Structural collapse of a transpressive hanging-wall fault wedge, Charwell region of the Hope Fault, South Island, New Zealand

Publication Title

New Zealand Journal of Geology and Geophysics

Document Type

Article

Department or Program

Geology

Publication Date

2005

Abstract

The northeast‐trending dextral‐reverse oblique slip Hope Fault is one of the major structures of the Marlborough Fault System and the Australia‐Pacific plate boundary zone in the South Island of New Zealand. This study presents an analysis of the structural and tectonic geomorphic development of the Hope Fault Zone in the vicinity of the Charwell River to understand the near‐surface temporal and spatial structural style of deformation and fault zone kinematics along a 10 km section of the fault.

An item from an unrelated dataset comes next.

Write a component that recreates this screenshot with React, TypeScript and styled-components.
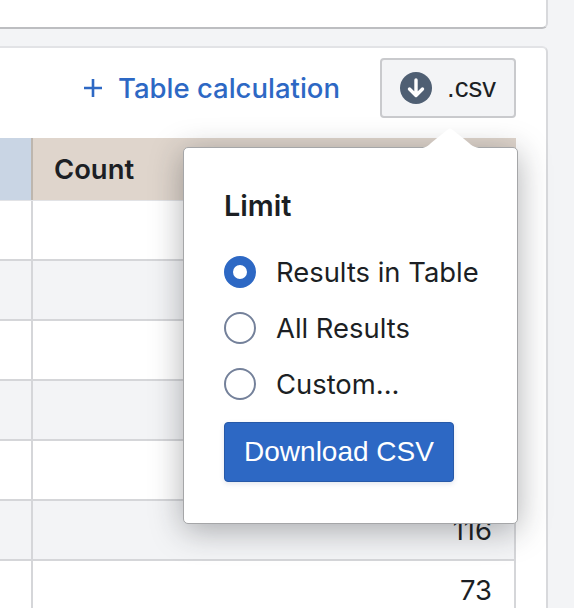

Significant fault‐related landscape units include: (1) flights of aggradation‐degradation terraces in the footwall forming an extensive piedmont; (2) fault‐dissected, sloping topography in the hanging wall containing 95% of all the faults; and (3) eroded subhorizontal piedmont terrace remnants that indicate the range front has repeatedly propagated to the southeast into the footwall block.

We recognise four distinct types of fault scarps: (1) the main range‐front trace of the Hope Fault defines a releasing bend geometry, with a projected step‐over width of c. 1000 m; (2) at the foot of the range front, two thrust faults ramp over the aggradational surfaces in the footwall block; (3) in the toe of the hanging‐wall block, c. 20 normal fault scarps are mapped near‐parallel to the main Hope Fault; and (4) more than 100 late normal faults are oblique to the main Hope Fault and cut obliquely across all other faults. The overall fault pattern outlines an initial fault wedge between the thrust and early normal faults that is 5 km in length and 1 km at its widest point. A secondary wedge defined by the late normal faults is 7 km in length, 2 km at its widest, and it overprints the initial wedge. The structural/geomorphic interactions between the initial and secondary fault wedges developed in a series of at least four successive stages.

These spatial and temporal changes in the structural geometry and style of deformation of the Hope Fault Zone at Charwell are interpreted to reflect the role of topographic loading in adjusting the fault zone break‐out along the range front, and is recorded by the tectonic geomorphic landforms there.